Campus & Community

Recommendations of the Faculty Committee

4 min read

Claim: The recommendations of the faculty committee charged with studying employment practices at Harvard represent “minor improvements.”

In fact:

  • The faculty committee recommended, and the University adopted, a series of measures that place Harvard among leading employers in the region and the nation in terms of benefits and career opportunities available to workers at all levels.
  • Harvard has extended subsidized health benefits to any employee of the university who works at least 2 days a week at a cost to the University of $2,000 per employee.
  • Harvard’s education and training program, the Harvard Bridge to Learning and Literacy, is one of the most innovative and generous employer-based education programs in the nation. It provides courses to entry level workers in English-as-a-second-language, basic literacy, GED, and computer literacy. The program is accessible to entry-level workers and it is available to Harvard employees and the employees of contractors.
  • The Bridge Program is free to workers and includes paid release time during working hours. It represents an investment of approximately $2,800 per year for each eligible worker.
  • The University has established guidelines governing contracting with outside companies for service work for ongoing service to the Harvard campus of more than $50,000 per year and for periods of nine months or more. They specify that companies with whom Harvard contracts must maintain employment practices (including offering health insurance to employees who work 16 hours a week or more on the Harvard campus) consistent with the University’s commitment to fairness for all workers.
  • Harvard has extended a range of benefits and perks to casual workers designed to increase their participation in the University community. These include: a Harvard ID; paid time off; tuition assistance; T-pass and Commuter Rail discounts; Harvard University Employees Credit Union; Group Home and Auto Insurance; enrollment in courses at the Center for Training and Development; consideration for annual pay increases and other benefits.

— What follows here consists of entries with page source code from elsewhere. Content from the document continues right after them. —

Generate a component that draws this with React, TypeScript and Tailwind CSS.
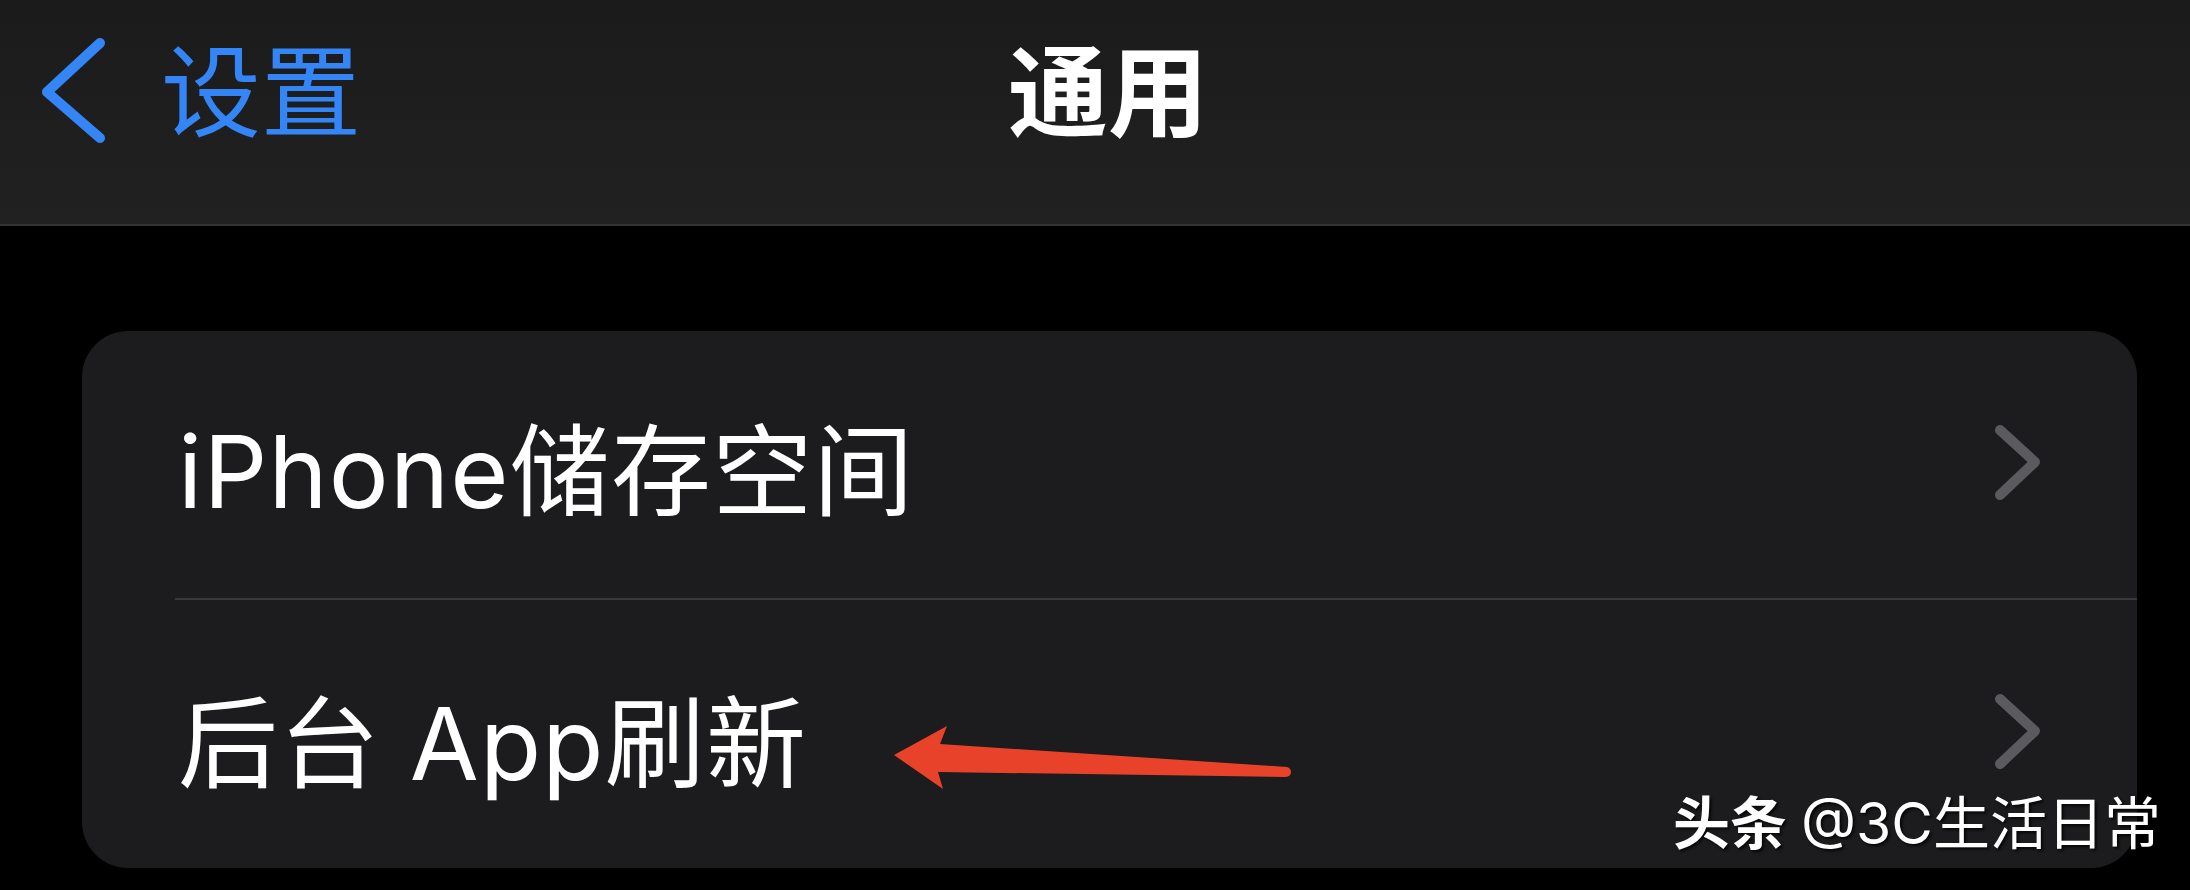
import { ReactNode } from "react";

const FONT = `"Inter", "Noto Sans CJK SC", sans-serif`;

const BackChevron = () => (
  <svg width="80" height="130" viewBox="0 0 80 130" className="shrink-0">
    <path
      d="M70 15 L17 64 L70 110"
      fill="none"
      stroke="#3485f6"
      strokeWidth="10"
      strokeLinecap="round"
      strokeLinejoin="round"
    />
  </svg>
);

const RowChevron = () => (
  <svg width="50" height="80" viewBox="0 0 50 80" className="shrink-0">
    <path
      d="M7 5 L42 37 L7 70"
      fill="none"
      stroke="#5b5b5f"
      strokeWidth="10"
      strokeLinecap="round"
      strokeLinejoin="round"
    />
  </svg>
);

const SettingsRow = function ({
  children,
  shift,
}: {
  children: ReactNode;
  shift: string;
}) {
  return (
    <div className="flex h-full flex-1 items-center justify-between pr-[94px]">
      <span
        className={`text-[100px] leading-none font-normal tracking-[1.2px] text-white ${shift}`}
      >
        {children}
      </span>
      <RowChevron />
    </div>
  );
};

export default function App() {
  return (
    <div
      className="relative flex h-[890px] w-[2190px] flex-col overflow-hidden bg-black"
      style={{ fontFamily: FONT }}
    >
      {/* nav bar */}
      <div className="relative h-[226px] shrink-0 border-b-2 border-[#333335] bg-gradient-to-b from-[#1b1b1b] to-[#212121]">
        <div className="flex items-start pt-[28px] pl-[30px]">
          <BackChevron />
          <span className="mt-[15px] ml-[51px] text-[100px] leading-none text-[#3485f6]">
            设置
          </span>
        </div>
        <div className="absolute top-[43px] left-0 flex w-full justify-center pl-[26px]">
          <span className="text-[100px] leading-none font-bold text-white">
            通用
          </span>
        </div>
      </div>

      {/* grouped list */}
      <div className="mt-[105px] ml-[82px] flex h-[537px] w-[2055px] flex-col rounded-[46px] bg-[#1c1c1e]">
        <div className="flex h-[267px] pl-[96px]">
          <SettingsRow shift="mt-[14px]">iPhone储存空间</SettingsRow>
        </div>
        <div className="ml-[93px] h-[2px] bg-[#3a3a3c]" />
        <div className="flex h-[268px] pl-[96px]">
          <SettingsRow shift="mt-[20px]">后台 App刷新</SettingsRow>
        </div>
      </div>

      {/* red annotation arrow */}
      <svg
        className="pointer-events-none absolute top-0 left-0"
        width="2190"
        height="890"
        viewBox="0 0 2190 890"
      >
        <polygon
          points="894,755 947,726 940,744 1287,767 1285,777 938,772 943,789"
          fill="#e8432a"
        />
        <circle cx="1286" cy="772" r="5" fill="#e8432a" />
      </svg>

      {/* watermark */}
      <div className="absolute top-[795px] left-[1673px] flex items-baseline text-[57px] leading-none text-white [text-shadow:2px_2px_3px_rgba(0,0,0,0.8)]">
        <span className="font-bold">头条</span>
        <span className="ml-[14px]">@3C生活日常</span>
      </div>
    </div>
  );
}
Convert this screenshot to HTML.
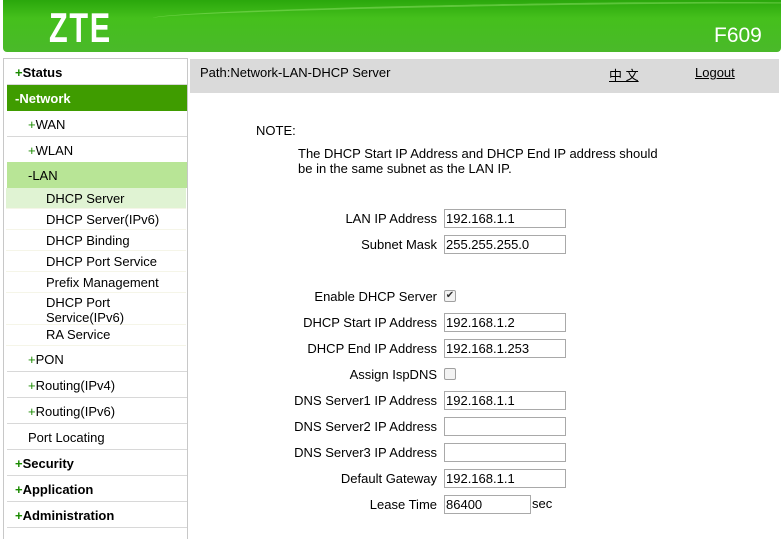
<!DOCTYPE html>
<html><head><meta charset="utf-8"><style>
body{margin:0;width:784px;height:532px;overflow:hidden;background:#fff;font-family:"Liberation Sans","Noto Sans CJK SC",sans-serif;font-size:13px;color:#000;position:relative}
.hdr{position:absolute;left:3px;top:0;width:778px;height:52px;background:linear-gradient(180deg,#2aa70c 0%,#45c01c 35%,#4ab92a 100%);border-radius:0 0 4px 4px;overflow:hidden}
.hdr .w{position:absolute;left:150px;top:4px;width:700px;height:14px;border-radius:50%;border-top:2px solid rgba(200,255,160,.3);transform:rotate(-1deg)}
.logo{position:absolute;left:46px;top:4px;color:#fff;font:bold 36px "Liberation Sans",sans-serif;transform:scale(0.85,1.15);transform-origin:left top;letter-spacing:2px}
.model{position:absolute;left:711px;top:24px;color:#fff;font-size:21px}
.side{position:absolute;left:3px;top:58px;width:183px;height:480px;border:1px solid #c8c8c8;border-bottom:none}
.it{position:absolute;left:3px;width:180px;border-bottom:1px solid #d8d8d8;box-sizing:border-box;height:26px;line-height:27px}
.b{font-weight:bold}
.p{color:#1a8a00;font-weight:bold}
.sub{position:absolute;left:3px;width:180px;padding-left:40px;box-sizing:border-box;line-height:15px;border-bottom:1px solid #f5f5e8}
.path{position:absolute;left:190px;top:59px;width:589px;height:34px;background:#dadada}
.path span{position:absolute;top:6px}
.lbl{position:absolute;right:347px;text-align:right;white-space:nowrap}
.in{position:absolute;left:444px;width:122px;height:19px;border:1px solid #a9a9a9;box-sizing:border-box;padding-left:1px;line-height:18px}
.cb{position:absolute;left:444px;width:12px;height:12px;border:1px solid #a0a0a0;border-radius:2px;box-sizing:border-box;background:#f3f3f3;font-size:10px;line-height:10px;text-align:center;color:#333}
</style></head><body>
<div class="hdr"><div class="w"></div><div class="logo">ZTE</div><div class="model">F609</div></div>
<div class="side"></div>
<div class="it b" style="top:59px;left:7px;padding-left:8px"><span class="p">+</span>Status</div>
<div class="it b" style="top:85px;left:7px;padding-left:8px;background:#3f9c00;color:#fff;border-bottom:1px solid #3f9c00">-Network</div>
<div class="it" style="top:111px;left:7px;padding-left:21px"><span style="color:#1a8a00">+</span>WAN</div>
<div class="it" style="top:137px;left:7px;padding-left:21px"><span style="color:#1a8a00">+</span>WLAN</div>
<div class="it" style="top:162px;left:7px;padding-left:21px;background:#b8e596;border-bottom:none">-LAN</div>
<div class="sub" style="top:188px;left:6px;height:21px;line-height:22px;background:#e0f3d3">DHCP Server</div>
<div class="sub" style="top:209px;left:6px;height:21px;line-height:22px">DHCP Server(IPv6)</div>
<div class="sub" style="top:230px;left:6px;height:21px;line-height:22px">DHCP Binding</div>
<div class="sub" style="top:251px;left:6px;height:21px;line-height:22px">DHCP Port Service</div>
<div class="sub" style="top:272px;left:6px;height:21px;line-height:22px">Prefix Management</div>
<div class="sub" style="top:294px;left:6px;height:31px;padding-top:1px">DHCP Port<br>Service(IPv6)</div>
<div class="sub" style="top:325px;left:6px;height:21px;line-height:19px">RA Service</div>
<div class="it" style="top:346px;left:7px;padding-left:21px"><span style="color:#1a8a00">+</span>PON</div>
<div class="it" style="top:372px;left:7px;padding-left:21px"><span style="color:#1a8a00">+</span>Routing(IPv4)</div>
<div class="it" style="top:398px;left:7px;padding-left:21px"><span style="color:#1a8a00">+</span>Routing(IPv6)</div>
<div class="it" style="top:424px;left:7px;padding-left:21px">Port Locating</div>
<div class="it b" style="top:450px;left:7px;padding-left:8px"><span class="p">+</span>Security</div>
<div class="it b" style="top:476px;left:7px;padding-left:8px"><span class="p">+</span>Application</div>
<div class="it b" style="top:502px;left:7px;padding-left:8px"><span class="p">+</span>Administration</div>
<div class="path"><span style="left:10px">Path:Network-LAN-DHCP Server</span><span style="left:419px;text-decoration:underline">中 文</span><span style="left:505px;text-decoration:underline">Logout</span></div>
<div style="position:absolute;left:256px;top:123px">NOTE:</div>
<div style="position:absolute;left:298px;top:146px;line-height:15px">The DHCP Start IP Address and DHCP End IP address should<br>be in the same subnet as the LAN IP.</div>
<div class="lbl" style="top:211px">LAN IP Address</div><div class="in" style="top:209px">192.168.1.1</div>
<div class="lbl" style="top:237px">Subnet Mask</div><div class="in" style="top:235px">255.255.255.0</div>
<div class="lbl" style="top:289px">Enable DHCP Server</div><div class="cb" style="top:290px">✔</div>
<div class="lbl" style="top:315px">DHCP Start IP Address</div><div class="in" style="top:313px">192.168.1.2</div>
<div class="lbl" style="top:341px">DHCP End IP Address</div><div class="in" style="top:339px">192.168.1.253</div>
<div class="lbl" style="top:367px">Assign IspDNS</div><div class="cb" style="top:368px"></div>
<div class="lbl" style="top:393px">DNS Server1 IP Address</div><div class="in" style="top:391px">192.168.1.1</div>
<div class="lbl" style="top:419px">DNS Server2 IP Address</div><div class="in" style="top:417px"></div>
<div class="lbl" style="top:445px">DNS Server3 IP Address</div><div class="in" style="top:443px"></div>
<div class="lbl" style="top:471px">Default Gateway</div><div class="in" style="top:469px">192.168.1.1</div>
<div class="lbl" style="top:497px">Lease Time</div><div class="in" style="top:495px;width:87px">86400</div>
<div style="position:absolute;left:532px;top:496px">sec</div>
</body></html>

Claim: The Living Wage Campaign claims that Harvard has been slow to implement the recommendations of the faculty committee charged with studying employment practices at Harvard.

In fact:

  • All of the Committee’s recommendations have been endorsed by the University and either have been or are in the process of being implemented.
  • Beginning in September 2000, approximately 250 employees from the Faculty Club, Harvard Dining Services, and University Operations have enrolled in Harvard’s education and training program. Next year the University plans to expand the program to serve 500 employees and employees of service contractors.
  • Enhanced benefits and perks for casual employees were made available as of October 2000.
  • Health benefits were made available to all employees of the University who work at least two days a week as of Jan. 1, 2001.
  • The guidelines governing contracting for services have been adopted by each of Harvard’s schools and units and will be applied as contracts are initiated or renewed.

Student Access to University Decisionmakers

Claim: University leaders have failed to listen to their arguments or seriously consider their proposal for a mandatory wage rate of $10.25.

  • Harvard’s decision not to embrace the sole solution that a small group of students consider legitimate – a mandatory wage floor set at $10.25 – does not mean that University leaders have failed to listen. In fact:
  • President Rudenstine and Provost Fineberg have open office hours on a regular basis in which they meet with any student wishing to consult them on any subject. They have met repeatedly with student advocates of the Living Wage during office hours, during visits to Houses, and at meetings specifically scheduled to issues relating to employment practices at Harvard.
  • The faculty committee appointed by the President to examine employment practices met with student proponents of the Living Wage, invited their written submissions, discussed their proposal at length, and specifically addressed their arguments in declining to adopt a mandatory wage rate in their final report.
  • Members of the Harvard Corporation have declined to meet with students on the ground that employment policies and practice are squarely the responsibility of the University administration.
  • In a statement released on April 23, 2001, President Rudenstine indicated his willingness to continue to exchange views on the subject of employment practices at Harvard, in an atmosphere free of coercive tactics.